"""

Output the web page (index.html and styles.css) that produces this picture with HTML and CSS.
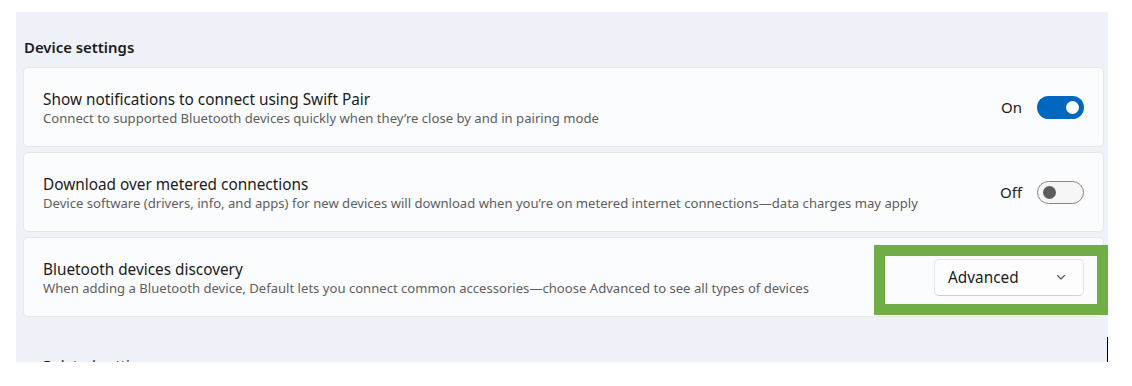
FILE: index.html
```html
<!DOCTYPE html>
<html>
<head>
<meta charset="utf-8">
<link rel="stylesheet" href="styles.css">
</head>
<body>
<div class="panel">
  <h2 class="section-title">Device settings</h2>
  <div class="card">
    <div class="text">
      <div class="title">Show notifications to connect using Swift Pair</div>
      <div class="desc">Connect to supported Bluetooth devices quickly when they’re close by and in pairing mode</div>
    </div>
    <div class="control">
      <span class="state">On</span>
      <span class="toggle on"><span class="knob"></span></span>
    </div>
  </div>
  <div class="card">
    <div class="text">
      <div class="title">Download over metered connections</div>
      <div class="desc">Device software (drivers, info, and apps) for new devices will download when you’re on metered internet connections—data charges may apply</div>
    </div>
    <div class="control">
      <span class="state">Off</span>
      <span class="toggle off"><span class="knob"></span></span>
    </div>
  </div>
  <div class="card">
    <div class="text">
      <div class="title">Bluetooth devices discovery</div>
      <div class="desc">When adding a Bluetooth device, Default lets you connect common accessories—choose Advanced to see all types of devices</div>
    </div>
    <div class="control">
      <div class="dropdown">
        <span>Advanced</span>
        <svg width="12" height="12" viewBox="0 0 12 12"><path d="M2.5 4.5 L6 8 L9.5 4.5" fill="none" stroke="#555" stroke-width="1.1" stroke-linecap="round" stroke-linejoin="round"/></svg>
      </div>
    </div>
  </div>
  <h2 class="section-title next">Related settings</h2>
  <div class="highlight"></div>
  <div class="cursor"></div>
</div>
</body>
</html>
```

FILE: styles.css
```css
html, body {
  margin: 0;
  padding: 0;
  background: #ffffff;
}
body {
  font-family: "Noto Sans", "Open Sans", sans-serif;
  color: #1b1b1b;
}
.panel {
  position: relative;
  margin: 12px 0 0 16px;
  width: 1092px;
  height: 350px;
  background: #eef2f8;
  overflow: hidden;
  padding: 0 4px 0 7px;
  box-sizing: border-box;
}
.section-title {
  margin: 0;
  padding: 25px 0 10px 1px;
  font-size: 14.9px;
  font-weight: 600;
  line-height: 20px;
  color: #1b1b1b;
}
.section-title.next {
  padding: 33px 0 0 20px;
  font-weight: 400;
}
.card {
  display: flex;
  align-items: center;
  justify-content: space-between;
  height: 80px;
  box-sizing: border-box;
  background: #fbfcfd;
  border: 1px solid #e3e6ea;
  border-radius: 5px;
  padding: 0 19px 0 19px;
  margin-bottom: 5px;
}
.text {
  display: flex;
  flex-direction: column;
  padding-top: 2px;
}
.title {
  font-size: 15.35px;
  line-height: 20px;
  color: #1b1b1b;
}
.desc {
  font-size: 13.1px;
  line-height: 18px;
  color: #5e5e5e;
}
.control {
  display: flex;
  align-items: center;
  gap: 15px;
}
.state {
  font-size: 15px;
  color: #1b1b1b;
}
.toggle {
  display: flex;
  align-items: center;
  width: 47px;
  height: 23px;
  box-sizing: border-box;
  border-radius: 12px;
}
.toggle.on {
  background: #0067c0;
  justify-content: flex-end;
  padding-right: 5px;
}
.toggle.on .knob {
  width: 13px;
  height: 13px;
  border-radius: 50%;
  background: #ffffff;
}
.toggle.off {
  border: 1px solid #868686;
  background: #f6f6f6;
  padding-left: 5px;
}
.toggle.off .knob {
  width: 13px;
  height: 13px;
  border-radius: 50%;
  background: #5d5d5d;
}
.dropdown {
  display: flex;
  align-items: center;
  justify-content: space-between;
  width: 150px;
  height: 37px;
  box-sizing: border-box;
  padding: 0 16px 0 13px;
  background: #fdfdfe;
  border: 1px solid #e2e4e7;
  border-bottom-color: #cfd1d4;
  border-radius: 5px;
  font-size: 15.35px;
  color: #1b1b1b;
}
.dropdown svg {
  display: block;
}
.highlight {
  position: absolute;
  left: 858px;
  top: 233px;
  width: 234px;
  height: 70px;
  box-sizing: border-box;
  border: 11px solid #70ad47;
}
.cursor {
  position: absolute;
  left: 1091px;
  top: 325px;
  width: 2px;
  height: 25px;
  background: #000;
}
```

"""

== Problem requirements ==
Without the pictures, write out the whole listing above exactly as it appears.

== Answer to the task ==
Output the web page (index.html and styles.css) that produces this picture with HTML and CSS.
FILE: index.html
```html
<!DOCTYPE html>
<html>
<head>
<meta charset="utf-8">
<link rel="stylesheet" href="styles.css">
</head>
<body>
<div class="panel">
  <h2 class="section-title">Device settings</h2>
  <div class="card">
    <div class="text">
      <div class="title">Show notifications to connect using Swift Pair</div>
      <div class="desc">Connect to supported Bluetooth devices quickly when they’re close by and in pairing mode</div>
    </div>
    <div class="control">
      <span class="state">On</span>
      <span class="toggle on"><span class="knob"></span></span>
    </div>
  </div>
  <div class="card">
    <div class="text">
      <div class="title">Download over metered connections</div>
      <div class="desc">Device software (drivers, info, and apps) for new devices will download when you’re on metered internet connections—data charges may apply</div>
    </div>
    <div class="control">
      <span class="state">Off</span>
      <span class="toggle off"><span class="knob"></span></span>
    </div>
  </div>
  <div class="card">
    <div class="text">
      <div class="title">Bluetooth devices discovery</div>
      <div class="desc">When adding a Bluetooth device, Default lets you connect common accessories—choose Advanced to see all types of devices</div>
    </div>
    <div class="control">
      <div class="dropdown">
        <span>Advanced</span>
        <svg width="12" height="12" viewBox="0 0 12 12"><path d="M2.5 4.5 L6 8 L9.5 4.5" fill="none" stroke="#555" stroke-width="1.1" stroke-linecap="round" stroke-linejoin="round"/></svg>
      </div>
    </div>
  </div>
  <h2 class="section-title next">Related settings</h2>
  <div class="highlight"></div>
  <div class="cursor"></div>
</div>
</body>
</html>
```

FILE: styles.css
```css
html, body {
  margin: 0;
  padding: 0;
  background: #ffffff;
}
body {
  font-family: "Noto Sans", "Open Sans", sans-serif;
  color: #1b1b1b;
}
.panel {
  position: relative;
  margin: 12px 0 0 16px;
  width: 1092px;
  height: 350px;
  background: #eef2f8;
  overflow: hidden;
  padding: 0 4px 0 7px;
  box-sizing: border-box;
}
.section-title {
  margin: 0;
  padding: 25px 0 10px 1px;
  font-size: 14.9px;
  font-weight: 600;
  line-height: 20px;
  color: #1b1b1b;
}
.section-title.next {
  padding: 33px 0 0 20px;
  font-weight: 400;
}
.card {
  display: flex;
  align-items: center;
  justify-content: space-between;
  height: 80px;
  box-sizing: border-box;
  background: #fbfcfd;
  border: 1px solid #e3e6ea;
  border-radius: 5px;
  padding: 0 19px 0 19px;
  margin-bottom: 5px;
}
.text {
  display: flex;
  flex-direction: column;
  padding-top: 2px;
}
.title {
  font-size: 15.35px;
  line-height: 20px;
  color: #1b1b1b;
}
.desc {
  font-size: 13.1px;
  line-height: 18px;
  color: #5e5e5e;
}
.control {
  display: flex;
  align-items: center;
  gap: 15px;
}
.state {
  font-size: 15px;
  color: #1b1b1b;
}
.toggle {
  display: flex;
  align-items: center;
  width: 47px;
  height: 23px;
  box-sizing: border-box;
  border-radius: 12px;
}
.toggle.on {
  background: #0067c0;
  justify-content: flex-end;
  padding-right: 5px;
}
.toggle.on .knob {
  width: 13px;
  height: 13px;
  border-radius: 50%;
  background: #ffffff;
}
.toggle.off {
  border: 1px solid #868686;
  background: #f6f6f6;
  padding-left: 5px;
}
.toggle.off .knob {
  width: 13px;
  height: 13px;
  border-radius: 50%;
  background: #5d5d5d;
}
.dropdown {
  display: flex;
  align-items: center;
  justify-content: space-between;
  width: 150px;
  height: 37px;
  box-sizing: border-box;
  padding: 0 16px 0 13px;
  background: #fdfdfe;
  border: 1px solid #e2e4e7;
  border-bottom-color: #cfd1d4;
  border-radius: 5px;
  font-size: 15.35px;
  color: #1b1b1b;
}
.dropdown svg {
  display: block;
}
.highlight {
  position: absolute;
  left: 858px;
  top: 233px;
  width: 234px;
  height: 70px;
  box-sizing: border-box;
  border: 11px solid #70ad47;
}
.cursor {
  position: absolute;
  left: 1091px;
  top: 325px;
  width: 2px;
  height: 25px;
  background: #000;
}
```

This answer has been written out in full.